[Records contained in a dataset]
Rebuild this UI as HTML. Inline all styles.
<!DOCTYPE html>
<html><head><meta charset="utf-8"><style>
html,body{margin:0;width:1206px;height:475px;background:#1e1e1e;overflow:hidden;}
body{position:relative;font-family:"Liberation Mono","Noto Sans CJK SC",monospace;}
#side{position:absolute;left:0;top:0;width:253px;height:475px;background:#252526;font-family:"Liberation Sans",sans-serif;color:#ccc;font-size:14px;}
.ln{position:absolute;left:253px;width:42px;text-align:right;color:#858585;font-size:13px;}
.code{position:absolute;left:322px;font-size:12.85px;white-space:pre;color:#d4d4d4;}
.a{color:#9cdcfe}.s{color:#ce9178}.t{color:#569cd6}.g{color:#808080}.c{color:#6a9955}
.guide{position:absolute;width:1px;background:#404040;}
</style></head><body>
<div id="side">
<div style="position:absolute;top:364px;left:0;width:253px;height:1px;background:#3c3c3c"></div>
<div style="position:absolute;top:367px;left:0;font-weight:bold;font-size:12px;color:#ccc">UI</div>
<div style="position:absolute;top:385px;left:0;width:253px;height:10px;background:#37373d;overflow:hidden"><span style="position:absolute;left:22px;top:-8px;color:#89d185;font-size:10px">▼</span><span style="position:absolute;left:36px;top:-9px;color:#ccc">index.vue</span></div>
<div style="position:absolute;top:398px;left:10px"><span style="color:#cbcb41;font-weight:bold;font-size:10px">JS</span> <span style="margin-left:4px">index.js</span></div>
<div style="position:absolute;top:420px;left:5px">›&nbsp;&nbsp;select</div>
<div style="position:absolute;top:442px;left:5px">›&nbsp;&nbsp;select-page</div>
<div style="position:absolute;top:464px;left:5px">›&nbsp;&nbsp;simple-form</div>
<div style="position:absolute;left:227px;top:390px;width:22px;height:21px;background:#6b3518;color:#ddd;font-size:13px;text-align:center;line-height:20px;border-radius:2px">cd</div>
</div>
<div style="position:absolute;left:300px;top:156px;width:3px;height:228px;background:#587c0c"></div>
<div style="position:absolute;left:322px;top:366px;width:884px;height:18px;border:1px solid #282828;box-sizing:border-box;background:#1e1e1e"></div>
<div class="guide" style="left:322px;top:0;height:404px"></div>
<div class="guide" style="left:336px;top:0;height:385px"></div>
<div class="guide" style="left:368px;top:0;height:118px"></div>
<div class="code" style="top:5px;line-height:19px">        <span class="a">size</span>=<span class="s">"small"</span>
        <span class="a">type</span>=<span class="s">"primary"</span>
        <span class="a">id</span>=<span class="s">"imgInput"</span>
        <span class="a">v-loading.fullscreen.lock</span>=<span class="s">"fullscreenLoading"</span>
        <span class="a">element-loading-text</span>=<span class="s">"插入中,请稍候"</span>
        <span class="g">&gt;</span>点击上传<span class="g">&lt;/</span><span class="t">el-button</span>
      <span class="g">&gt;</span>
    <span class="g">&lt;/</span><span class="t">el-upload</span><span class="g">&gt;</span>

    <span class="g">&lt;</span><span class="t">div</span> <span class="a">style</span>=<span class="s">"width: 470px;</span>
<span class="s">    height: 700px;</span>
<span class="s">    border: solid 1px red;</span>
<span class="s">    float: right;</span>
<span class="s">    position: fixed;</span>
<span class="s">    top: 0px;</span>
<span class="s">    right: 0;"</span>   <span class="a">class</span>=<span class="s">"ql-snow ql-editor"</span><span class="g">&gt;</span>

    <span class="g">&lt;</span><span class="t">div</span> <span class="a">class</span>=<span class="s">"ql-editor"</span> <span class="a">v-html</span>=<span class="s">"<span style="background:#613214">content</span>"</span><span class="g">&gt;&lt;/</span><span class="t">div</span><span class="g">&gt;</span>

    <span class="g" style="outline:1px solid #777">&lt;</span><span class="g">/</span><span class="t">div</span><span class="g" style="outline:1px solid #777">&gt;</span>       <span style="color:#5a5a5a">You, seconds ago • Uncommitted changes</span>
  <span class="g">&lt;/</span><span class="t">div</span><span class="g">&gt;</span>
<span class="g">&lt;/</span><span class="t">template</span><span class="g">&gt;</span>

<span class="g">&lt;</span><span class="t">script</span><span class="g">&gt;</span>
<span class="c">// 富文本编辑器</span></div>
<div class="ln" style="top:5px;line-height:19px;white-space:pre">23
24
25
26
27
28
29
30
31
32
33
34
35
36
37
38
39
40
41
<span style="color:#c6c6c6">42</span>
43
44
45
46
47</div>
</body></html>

...

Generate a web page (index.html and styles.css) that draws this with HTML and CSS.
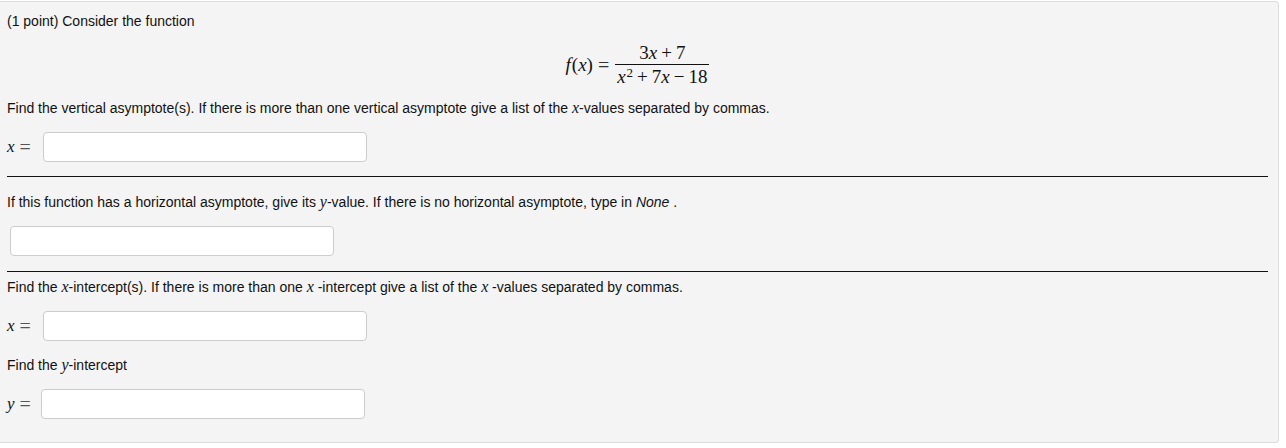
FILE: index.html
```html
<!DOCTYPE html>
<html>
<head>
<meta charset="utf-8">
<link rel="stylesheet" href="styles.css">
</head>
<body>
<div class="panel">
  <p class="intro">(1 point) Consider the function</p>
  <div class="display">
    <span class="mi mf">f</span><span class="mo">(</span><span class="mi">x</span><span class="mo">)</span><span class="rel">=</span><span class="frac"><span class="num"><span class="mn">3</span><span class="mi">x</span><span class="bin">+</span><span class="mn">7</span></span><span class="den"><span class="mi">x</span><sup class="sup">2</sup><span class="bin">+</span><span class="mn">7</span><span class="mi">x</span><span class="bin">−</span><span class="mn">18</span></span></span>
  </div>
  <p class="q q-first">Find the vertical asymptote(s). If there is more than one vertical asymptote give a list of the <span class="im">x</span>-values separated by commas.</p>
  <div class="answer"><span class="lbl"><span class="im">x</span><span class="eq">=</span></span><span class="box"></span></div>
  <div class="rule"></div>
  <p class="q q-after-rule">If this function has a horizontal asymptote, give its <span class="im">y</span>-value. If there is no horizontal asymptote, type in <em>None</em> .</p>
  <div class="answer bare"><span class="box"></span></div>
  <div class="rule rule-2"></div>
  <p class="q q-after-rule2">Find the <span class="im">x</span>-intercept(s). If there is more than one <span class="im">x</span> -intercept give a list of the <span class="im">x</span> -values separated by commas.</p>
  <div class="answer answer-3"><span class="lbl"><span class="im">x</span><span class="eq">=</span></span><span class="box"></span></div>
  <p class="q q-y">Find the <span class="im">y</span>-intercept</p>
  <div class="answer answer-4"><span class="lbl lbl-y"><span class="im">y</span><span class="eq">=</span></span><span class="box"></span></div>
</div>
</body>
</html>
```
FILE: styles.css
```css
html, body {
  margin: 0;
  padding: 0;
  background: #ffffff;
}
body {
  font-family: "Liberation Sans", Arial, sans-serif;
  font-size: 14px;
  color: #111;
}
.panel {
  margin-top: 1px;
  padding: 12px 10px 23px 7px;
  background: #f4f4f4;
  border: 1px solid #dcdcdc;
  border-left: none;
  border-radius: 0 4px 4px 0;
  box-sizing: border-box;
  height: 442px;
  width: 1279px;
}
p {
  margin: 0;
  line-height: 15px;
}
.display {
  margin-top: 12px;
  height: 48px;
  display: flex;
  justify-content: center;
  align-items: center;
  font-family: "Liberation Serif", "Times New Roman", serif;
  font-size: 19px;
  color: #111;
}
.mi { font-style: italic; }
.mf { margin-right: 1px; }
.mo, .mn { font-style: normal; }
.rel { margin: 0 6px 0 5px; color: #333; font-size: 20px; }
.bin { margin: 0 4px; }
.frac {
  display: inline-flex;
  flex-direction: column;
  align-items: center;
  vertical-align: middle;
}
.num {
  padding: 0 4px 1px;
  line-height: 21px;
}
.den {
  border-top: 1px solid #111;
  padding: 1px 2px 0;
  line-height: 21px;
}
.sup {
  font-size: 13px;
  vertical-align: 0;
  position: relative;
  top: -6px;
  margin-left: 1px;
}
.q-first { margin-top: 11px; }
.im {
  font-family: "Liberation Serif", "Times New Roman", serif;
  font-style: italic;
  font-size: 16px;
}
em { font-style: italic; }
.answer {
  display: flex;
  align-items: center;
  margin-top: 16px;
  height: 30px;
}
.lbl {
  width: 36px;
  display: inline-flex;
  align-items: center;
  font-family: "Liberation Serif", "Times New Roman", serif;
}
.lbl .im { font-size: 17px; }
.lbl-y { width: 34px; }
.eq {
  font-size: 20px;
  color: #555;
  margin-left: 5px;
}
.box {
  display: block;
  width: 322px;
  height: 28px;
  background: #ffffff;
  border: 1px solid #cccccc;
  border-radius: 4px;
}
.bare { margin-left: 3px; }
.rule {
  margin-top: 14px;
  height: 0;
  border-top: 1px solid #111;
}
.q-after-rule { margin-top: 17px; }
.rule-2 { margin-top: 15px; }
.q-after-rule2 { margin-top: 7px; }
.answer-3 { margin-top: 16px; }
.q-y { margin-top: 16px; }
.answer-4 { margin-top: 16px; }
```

* * *

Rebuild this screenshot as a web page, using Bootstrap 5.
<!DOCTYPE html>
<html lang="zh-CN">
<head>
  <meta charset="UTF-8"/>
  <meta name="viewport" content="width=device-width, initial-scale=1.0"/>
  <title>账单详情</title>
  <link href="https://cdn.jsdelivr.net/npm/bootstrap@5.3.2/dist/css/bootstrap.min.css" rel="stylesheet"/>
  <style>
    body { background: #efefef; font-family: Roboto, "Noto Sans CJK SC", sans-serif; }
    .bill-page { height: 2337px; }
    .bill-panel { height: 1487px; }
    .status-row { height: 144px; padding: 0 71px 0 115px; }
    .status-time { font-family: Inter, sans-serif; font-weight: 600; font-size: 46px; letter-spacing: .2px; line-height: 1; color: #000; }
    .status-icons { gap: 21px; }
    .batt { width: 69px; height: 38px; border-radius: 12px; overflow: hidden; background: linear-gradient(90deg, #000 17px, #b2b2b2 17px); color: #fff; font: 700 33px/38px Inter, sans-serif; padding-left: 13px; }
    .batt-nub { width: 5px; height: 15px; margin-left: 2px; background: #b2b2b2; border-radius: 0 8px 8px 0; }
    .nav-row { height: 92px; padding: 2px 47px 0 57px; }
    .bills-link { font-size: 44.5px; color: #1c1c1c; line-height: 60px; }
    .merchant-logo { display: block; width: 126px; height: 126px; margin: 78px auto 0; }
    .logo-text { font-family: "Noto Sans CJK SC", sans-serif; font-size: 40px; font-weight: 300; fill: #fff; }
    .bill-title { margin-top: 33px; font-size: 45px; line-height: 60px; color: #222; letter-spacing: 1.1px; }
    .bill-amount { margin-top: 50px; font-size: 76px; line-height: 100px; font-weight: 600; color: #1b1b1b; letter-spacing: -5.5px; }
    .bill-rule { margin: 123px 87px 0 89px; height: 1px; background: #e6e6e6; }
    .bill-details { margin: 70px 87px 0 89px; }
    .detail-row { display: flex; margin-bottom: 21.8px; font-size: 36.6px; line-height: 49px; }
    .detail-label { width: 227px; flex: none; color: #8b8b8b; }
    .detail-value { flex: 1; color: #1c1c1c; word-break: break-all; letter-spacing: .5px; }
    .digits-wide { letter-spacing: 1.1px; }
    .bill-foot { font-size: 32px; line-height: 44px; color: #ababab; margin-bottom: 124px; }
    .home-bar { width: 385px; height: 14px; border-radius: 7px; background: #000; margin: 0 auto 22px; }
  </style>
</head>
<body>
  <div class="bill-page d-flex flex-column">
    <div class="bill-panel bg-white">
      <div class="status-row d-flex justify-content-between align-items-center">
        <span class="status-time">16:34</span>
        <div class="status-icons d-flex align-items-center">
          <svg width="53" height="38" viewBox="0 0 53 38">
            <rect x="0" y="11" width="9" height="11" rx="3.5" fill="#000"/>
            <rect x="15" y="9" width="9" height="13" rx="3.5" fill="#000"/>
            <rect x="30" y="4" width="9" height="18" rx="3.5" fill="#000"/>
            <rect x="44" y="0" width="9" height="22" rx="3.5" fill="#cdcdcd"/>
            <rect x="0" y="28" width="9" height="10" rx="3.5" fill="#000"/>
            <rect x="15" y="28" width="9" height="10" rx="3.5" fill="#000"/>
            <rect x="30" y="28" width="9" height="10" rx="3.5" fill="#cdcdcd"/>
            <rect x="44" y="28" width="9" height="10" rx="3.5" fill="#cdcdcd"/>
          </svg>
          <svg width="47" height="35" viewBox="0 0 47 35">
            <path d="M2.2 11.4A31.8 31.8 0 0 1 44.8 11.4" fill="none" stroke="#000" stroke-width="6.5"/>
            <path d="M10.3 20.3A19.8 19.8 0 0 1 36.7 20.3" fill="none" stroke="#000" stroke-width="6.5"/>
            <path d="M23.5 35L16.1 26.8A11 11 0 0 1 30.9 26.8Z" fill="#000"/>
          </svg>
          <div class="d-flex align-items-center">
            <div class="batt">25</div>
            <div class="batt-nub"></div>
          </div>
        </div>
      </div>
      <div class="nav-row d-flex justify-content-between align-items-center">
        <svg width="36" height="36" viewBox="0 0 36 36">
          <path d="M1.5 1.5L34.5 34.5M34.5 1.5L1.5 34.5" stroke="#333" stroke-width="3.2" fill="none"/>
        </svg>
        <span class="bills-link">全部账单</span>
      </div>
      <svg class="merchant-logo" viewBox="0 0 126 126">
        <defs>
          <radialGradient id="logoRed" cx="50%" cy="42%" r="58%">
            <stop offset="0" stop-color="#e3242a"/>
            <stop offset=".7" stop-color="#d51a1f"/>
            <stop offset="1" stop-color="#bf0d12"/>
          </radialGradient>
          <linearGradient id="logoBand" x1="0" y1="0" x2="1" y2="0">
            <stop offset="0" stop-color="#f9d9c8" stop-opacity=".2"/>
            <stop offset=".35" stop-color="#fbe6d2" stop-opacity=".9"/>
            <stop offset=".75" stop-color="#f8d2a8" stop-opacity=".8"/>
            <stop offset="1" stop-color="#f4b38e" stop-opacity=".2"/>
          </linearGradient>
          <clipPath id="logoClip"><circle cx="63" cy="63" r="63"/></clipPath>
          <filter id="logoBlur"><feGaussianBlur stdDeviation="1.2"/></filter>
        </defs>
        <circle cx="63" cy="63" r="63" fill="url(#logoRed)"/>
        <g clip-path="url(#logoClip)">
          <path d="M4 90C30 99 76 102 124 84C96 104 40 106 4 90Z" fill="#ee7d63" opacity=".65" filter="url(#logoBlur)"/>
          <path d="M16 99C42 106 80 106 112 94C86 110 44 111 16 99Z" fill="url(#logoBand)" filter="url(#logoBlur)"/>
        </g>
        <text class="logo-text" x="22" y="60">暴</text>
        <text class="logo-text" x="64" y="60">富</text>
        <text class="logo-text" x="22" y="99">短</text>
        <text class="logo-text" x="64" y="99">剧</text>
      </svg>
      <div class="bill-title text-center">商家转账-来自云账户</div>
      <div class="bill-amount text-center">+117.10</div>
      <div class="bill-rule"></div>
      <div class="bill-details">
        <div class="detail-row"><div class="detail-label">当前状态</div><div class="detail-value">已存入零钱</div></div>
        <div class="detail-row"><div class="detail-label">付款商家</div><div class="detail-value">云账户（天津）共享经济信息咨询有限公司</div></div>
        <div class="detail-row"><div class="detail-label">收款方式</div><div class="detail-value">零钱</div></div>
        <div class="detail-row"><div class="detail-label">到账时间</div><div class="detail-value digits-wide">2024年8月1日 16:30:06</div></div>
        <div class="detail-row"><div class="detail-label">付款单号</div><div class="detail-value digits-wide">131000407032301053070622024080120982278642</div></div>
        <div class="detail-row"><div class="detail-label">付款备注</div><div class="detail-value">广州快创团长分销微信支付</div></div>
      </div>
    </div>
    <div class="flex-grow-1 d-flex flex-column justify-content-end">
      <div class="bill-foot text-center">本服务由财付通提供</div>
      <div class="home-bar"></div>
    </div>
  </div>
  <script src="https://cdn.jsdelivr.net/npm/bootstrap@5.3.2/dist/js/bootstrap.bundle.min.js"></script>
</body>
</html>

### Exercise instructions
Say how many lines in the records hold the string "index", and say nothing else.

### Output for this task
4